American elections & slavery Historical perspective

Ramani Nagarajan-


Some friends outside the USA (especially India) reacted to events developing in the USA post-2020 elections. Mostly dismissing the events as “nothing is going to change” w.r.t USA’s foreign policy. I think we should be more sensitive to the struggles taking place in the USA and understand the significant changes such struggles can bring not only within the USA but also worldwide from a historical perspective.


Let’s go back to the time when Abraham Lincoln was elected as president on the anti-slavery plank. The American civil war began primarily as a result of the long-standing controversy over the enslavement of Black people. Abraham Lincoln pledged to abolish slavery and won the election. Just over a month (April 1861) after Abraham Lincoln had been inaugurated as the President of the United States the Civil war started.


During the American Civil war (1861-1865), Karl Marx contributed dozens of insightful articles for the New York Tribune and, later, for the Viennese Die Presse on political issues. Marx saw the events leading to the Civil War as momentous. Marx wrote, “In my opinion, the biggest things that are happening in the world today are on the one hand the movement of the slaves in America started by the death of John Brown, and on the other the movement of the serfs in Russia.” (John Brown’s story is very interesting that I can deal later, but in short, he “annihilated slave owners and freed slaves”).


Karl Marx had a broader look at the conflict. He connected the economic development of the nation with the actions of the political and military leaders. Overall, Marx saw the war as an extension of the American Revolution of 1776. Marx argued that Lincoln’s Emancipation Proclamation and the North’s arming of Black soldiers transformed the Civil War from a purely constitutional war (to preserve the country with slavery intact), into a revolutionary war. Marx did not characterize the Civil War as a socialist revolutionary war, but believed that it advanced the cause of all workers, both white and Black, by destroying chattel slavery.


The revolution armed former slaves, destroyed the institution of slavery without compensation to the slave-owners and opened the way for a struggle between the working class and the capitalist class.
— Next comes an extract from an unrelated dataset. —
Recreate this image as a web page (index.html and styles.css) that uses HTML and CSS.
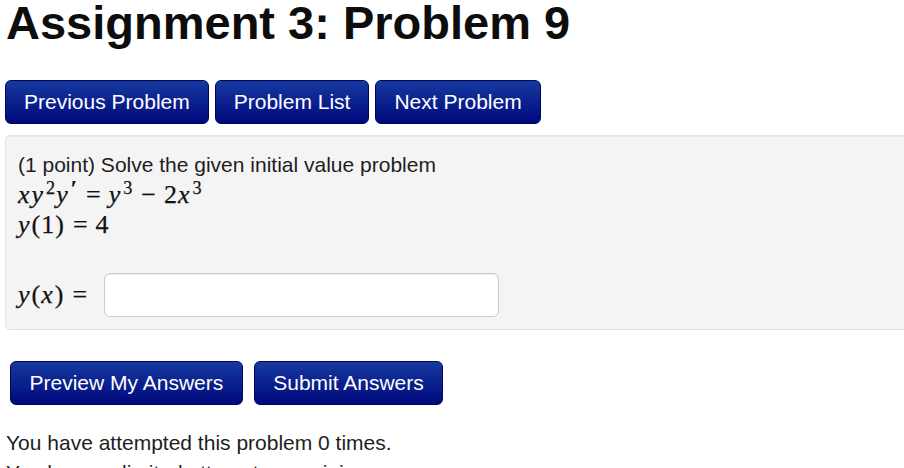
FILE: index.html
```html
<!DOCTYPE html>
<html>
<head>
<meta charset="utf-8">
<title>Assignment 3: Problem 9</title>
<link rel="stylesheet" href="styles.css">
</head>
<body>
<h1 class="title">Assignment 3: Problem 9</h1>
<div class="nav">
  <a class="btn">Previous Problem</a>
  <a class="btn">Problem List</a>
  <a class="btn">Next Problem</a>
</div>
<div class="well">
  <div class="stmt">(1 point) Solve the given initial value problem</div>
  <div class="math-line"><span class="mi">x</span><span class="mi">y</span><sup class="sup">2</sup><span class="mi">y</span><span class="prime">′</span><span class="mo">=</span><span class="mi">y</span><sup class="sup">3</sup><span class="mo">−</span><span class="mn">2</span><span class="mi">x</span><sup class="sup">3</sup></div>
  <div class="math-line"><span class="mi">y</span><span class="mn">(1)</span><span class="mo">=</span><span class="mn">4</span></div>
  <div class="answer">
    <span class="math"><span class="mi">y</span><span class="mn">(</span><span class="mi">x</span><span class="mn">)</span><span class="mo">=</span></span>
    <input class="field" type="text">
  </div>
</div>
<div class="actions">
  <button class="btn" type="button">Preview My Answers</button>
  <button class="btn" type="button">Submit Answers</button>
</div>
<p class="info">You have attempted this problem 0 times.<br>You have unlimited attempts remaining.</p>
</body>
</html>
```

FILE: styles.css
```css
html, body {
  margin: 0;
  padding: 0;
  overflow: hidden;
  background: #ffffff;
}
body {
  font-family: "Liberation Sans", Arial, sans-serif;
  font-size: 21px;
  line-height: 30px;
  color: #1e1e1e;
}
.title {
  margin: -3px 0 0 0;
  padding-left: 6px;
  font-size: 47px;
  line-height: 52px;
  font-weight: bold;
  color: #0d0d0d;
}
.nav {
  display: flex;
  gap: 6px;
  margin-top: 31px;
  padding-left: 5px;
}
.btn {
  display: inline-block;
  box-sizing: border-box;
  height: 44px;
  padding: 6px 18px;
  font-family: "Liberation Sans", Arial, sans-serif;
  font-size: 21px;
  line-height: 30px;
  color: #ffffff;
  background: linear-gradient(to bottom, #163a9f 0%, #00087c 100%);
  border: 1px solid #00055a;
  border-radius: 6px;
  white-space: nowrap;
  cursor: pointer;
}
.well {
  margin: 11px -30px 0 5px;
  padding: 14px 12px 12px 12px;
  background: #f4f4f4;
  border: 1px solid #e3e3e3;
  border-radius: 5px;
  box-shadow: inset 0 1px 1px rgba(0, 0, 0, 0.05);
}
.stmt {
  line-height: 30px;
}
.math-line, .math {
  font-family: "Liberation Serif", "Times New Roman", serif;
  font-size: 26px;
  line-height: 30px;
  color: #111111;
  -webkit-text-stroke: 0.25px #111111;
}
.mi {
  font-style: italic;
  letter-spacing: 2px;
}
.mn {
  letter-spacing: 1px;
}
.mo {
  margin: 0 8px;
}
.prime {
  font-size: 0.85em;
  margin: 0 1px;
  vertical-align: 0.3em;
  line-height: 0;
  font-weight: bold;
}
.sup {
  font-size: 0.7em;
  line-height: 0;
  vertical-align: 0.5em;
  margin: 0 1px;
}
.answer {
  display: flex;
  align-items: center;
  margin-top: 33px;
  height: 44px;
}
.math {
  width: 86px;
  flex: none;
}
.field {
  box-sizing: border-box;
  width: 395px;
  height: 44px;
  margin: 0;
  background: #ffffff;
  border: 1px solid #cccccc;
  border-radius: 6px;
  box-shadow: inset 0 1px 1px rgba(0, 0, 0, 0.075);
}
.actions {
  display: flex;
  gap: 11px;
  margin-top: 31px;
  padding-left: 10px;
}
.actions .btn {
  padding: 6px 18.5px;
}
.info {
  margin: 23px 0 0 0;
  padding-left: 6px;
  line-height: 30px;
}
```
As a result, our next revolution in this country will be a working-class revolution, said Marx.


What’s happening inside the USA today is a significant black power movement (we can say non-white / equality movement). Colored migrants in the USA have come a long way from slavery to ruling the most powerful nation on earth. If and when non-white migrants consolidate their power in the USA, then their contribution will be more significant and positive in world politics.